### What is expected
Lines containing the word "that" should be extracted in full.

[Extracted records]
^^^^^^^^^^^^^^^^
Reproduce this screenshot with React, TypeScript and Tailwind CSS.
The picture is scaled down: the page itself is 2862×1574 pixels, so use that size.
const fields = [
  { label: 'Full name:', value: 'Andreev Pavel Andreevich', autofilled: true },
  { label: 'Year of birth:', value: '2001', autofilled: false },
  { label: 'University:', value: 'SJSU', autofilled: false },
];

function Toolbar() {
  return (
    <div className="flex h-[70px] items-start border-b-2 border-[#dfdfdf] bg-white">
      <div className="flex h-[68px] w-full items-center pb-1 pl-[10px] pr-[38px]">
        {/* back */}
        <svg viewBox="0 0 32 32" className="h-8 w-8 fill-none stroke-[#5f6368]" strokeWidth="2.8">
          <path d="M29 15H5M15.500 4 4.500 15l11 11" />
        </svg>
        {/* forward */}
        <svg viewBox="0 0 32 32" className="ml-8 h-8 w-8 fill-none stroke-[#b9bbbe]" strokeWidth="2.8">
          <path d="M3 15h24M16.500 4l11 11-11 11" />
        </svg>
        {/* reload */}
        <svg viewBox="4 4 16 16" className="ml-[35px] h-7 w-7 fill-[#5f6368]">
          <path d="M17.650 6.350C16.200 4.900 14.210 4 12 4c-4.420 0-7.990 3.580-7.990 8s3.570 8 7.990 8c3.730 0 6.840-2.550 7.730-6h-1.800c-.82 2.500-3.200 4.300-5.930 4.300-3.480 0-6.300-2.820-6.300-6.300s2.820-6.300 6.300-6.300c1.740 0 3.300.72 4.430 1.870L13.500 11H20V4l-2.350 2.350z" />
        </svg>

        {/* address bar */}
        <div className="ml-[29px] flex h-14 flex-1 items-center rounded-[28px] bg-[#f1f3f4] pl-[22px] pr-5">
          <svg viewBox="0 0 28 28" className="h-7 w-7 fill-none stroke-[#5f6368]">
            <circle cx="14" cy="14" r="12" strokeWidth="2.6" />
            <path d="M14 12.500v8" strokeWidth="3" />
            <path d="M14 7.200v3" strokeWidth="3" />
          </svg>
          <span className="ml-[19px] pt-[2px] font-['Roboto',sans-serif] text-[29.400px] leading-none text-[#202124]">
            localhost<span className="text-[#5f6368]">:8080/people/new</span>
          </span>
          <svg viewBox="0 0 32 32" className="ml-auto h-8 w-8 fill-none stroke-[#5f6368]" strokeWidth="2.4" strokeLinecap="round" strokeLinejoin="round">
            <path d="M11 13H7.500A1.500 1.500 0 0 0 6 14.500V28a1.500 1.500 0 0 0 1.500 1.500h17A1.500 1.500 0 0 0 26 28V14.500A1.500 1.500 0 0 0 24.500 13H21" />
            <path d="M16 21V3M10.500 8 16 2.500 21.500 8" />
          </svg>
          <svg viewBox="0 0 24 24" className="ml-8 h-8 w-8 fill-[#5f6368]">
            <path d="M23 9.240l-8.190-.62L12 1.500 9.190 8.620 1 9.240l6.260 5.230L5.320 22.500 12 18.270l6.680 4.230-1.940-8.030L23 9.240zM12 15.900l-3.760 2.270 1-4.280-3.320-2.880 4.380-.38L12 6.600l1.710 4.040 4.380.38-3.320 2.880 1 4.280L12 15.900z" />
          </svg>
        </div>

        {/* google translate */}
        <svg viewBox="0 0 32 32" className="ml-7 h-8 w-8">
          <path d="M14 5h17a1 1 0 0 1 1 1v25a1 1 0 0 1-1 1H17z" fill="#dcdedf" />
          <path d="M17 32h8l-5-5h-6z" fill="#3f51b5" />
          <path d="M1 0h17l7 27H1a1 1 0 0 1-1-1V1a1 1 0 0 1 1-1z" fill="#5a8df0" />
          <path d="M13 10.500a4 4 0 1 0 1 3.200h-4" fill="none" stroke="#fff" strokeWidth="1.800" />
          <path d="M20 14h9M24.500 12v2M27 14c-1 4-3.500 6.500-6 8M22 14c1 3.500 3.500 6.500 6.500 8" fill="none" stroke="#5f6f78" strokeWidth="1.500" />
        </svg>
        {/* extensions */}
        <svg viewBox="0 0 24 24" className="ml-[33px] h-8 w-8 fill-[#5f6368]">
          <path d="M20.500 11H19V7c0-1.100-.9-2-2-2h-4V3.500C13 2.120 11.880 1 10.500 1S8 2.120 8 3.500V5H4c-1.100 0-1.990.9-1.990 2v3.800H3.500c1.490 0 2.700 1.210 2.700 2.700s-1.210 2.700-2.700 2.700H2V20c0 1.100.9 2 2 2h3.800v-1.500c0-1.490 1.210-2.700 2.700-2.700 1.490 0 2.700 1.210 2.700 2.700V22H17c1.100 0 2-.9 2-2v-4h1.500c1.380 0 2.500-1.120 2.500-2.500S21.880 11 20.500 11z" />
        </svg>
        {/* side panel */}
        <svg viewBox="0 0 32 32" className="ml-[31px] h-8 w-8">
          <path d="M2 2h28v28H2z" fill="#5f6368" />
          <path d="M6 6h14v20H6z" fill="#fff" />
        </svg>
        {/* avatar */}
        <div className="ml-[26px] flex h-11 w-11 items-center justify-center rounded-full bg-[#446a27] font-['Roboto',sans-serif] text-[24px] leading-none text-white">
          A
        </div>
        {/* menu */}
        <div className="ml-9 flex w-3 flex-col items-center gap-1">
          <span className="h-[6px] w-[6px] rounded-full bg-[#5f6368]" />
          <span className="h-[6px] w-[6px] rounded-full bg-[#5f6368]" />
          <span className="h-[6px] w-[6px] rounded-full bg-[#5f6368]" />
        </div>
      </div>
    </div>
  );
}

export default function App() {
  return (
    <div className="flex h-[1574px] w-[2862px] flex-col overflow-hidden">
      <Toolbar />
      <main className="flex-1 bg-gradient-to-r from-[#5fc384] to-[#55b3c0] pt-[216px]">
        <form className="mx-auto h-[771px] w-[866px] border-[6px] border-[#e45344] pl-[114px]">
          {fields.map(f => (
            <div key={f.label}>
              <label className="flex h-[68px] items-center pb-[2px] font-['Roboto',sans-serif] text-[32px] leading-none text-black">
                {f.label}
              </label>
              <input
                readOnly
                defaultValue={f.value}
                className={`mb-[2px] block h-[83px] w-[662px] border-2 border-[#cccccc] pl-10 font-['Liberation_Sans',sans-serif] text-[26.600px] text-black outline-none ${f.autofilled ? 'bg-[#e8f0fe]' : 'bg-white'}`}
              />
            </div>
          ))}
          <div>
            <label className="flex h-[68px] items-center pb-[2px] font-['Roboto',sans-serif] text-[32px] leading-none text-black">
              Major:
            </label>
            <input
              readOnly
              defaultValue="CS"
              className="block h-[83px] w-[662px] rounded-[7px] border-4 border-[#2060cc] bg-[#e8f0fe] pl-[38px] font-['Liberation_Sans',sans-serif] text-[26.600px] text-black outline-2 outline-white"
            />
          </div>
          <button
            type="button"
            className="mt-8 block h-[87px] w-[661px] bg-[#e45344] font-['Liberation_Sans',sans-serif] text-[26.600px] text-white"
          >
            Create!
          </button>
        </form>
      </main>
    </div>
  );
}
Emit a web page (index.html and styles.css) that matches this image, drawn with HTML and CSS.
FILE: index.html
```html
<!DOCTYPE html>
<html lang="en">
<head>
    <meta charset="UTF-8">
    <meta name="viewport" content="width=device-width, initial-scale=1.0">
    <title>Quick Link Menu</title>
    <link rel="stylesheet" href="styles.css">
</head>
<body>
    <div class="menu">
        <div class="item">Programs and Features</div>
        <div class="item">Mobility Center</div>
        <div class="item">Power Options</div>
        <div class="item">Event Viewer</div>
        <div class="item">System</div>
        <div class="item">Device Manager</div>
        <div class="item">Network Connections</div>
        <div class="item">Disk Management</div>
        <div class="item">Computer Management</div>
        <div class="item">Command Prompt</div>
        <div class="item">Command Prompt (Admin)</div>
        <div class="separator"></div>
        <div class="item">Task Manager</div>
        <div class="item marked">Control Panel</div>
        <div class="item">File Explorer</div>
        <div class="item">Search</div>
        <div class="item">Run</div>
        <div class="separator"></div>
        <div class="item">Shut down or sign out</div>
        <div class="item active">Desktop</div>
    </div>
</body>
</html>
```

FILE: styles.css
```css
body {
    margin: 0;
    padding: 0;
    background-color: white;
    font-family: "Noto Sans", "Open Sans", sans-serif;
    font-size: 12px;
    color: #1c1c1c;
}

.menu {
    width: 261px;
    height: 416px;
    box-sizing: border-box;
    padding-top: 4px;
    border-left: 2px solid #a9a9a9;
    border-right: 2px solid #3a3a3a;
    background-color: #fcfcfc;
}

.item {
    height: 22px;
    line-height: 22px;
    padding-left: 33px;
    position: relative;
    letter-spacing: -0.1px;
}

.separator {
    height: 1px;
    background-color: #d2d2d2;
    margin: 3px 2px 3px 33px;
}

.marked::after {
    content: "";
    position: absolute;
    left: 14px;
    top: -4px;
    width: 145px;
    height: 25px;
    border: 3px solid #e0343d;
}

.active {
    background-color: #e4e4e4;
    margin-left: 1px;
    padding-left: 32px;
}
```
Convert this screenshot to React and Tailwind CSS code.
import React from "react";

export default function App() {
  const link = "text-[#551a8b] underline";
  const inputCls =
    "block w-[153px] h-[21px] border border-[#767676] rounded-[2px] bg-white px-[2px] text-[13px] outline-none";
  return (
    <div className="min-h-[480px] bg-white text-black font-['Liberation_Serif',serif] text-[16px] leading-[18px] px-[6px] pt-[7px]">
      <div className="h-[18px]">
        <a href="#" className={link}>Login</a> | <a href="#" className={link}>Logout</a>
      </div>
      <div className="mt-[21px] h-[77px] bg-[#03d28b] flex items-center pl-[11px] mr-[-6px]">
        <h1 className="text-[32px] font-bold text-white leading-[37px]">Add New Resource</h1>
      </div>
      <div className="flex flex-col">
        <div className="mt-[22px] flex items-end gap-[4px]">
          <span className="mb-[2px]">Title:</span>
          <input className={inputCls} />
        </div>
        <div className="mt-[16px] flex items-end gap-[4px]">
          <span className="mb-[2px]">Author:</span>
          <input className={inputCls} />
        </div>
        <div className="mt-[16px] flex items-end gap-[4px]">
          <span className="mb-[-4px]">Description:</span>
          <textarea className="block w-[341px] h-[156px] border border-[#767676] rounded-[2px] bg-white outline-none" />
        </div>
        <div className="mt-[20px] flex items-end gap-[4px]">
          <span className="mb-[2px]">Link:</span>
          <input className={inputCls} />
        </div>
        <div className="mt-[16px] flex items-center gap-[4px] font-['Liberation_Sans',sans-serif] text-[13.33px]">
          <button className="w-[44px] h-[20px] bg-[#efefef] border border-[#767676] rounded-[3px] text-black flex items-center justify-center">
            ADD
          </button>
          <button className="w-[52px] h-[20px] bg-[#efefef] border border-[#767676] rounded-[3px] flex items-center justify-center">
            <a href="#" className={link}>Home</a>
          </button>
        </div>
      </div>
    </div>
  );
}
^^^^^^^^^^^^^^^^
### The output
The picture is scaled down: the page itself is 2862×1574 pixels, so use that size.
Emit a web page (index.html and styles.css) that matches this image, drawn with HTML and CSS.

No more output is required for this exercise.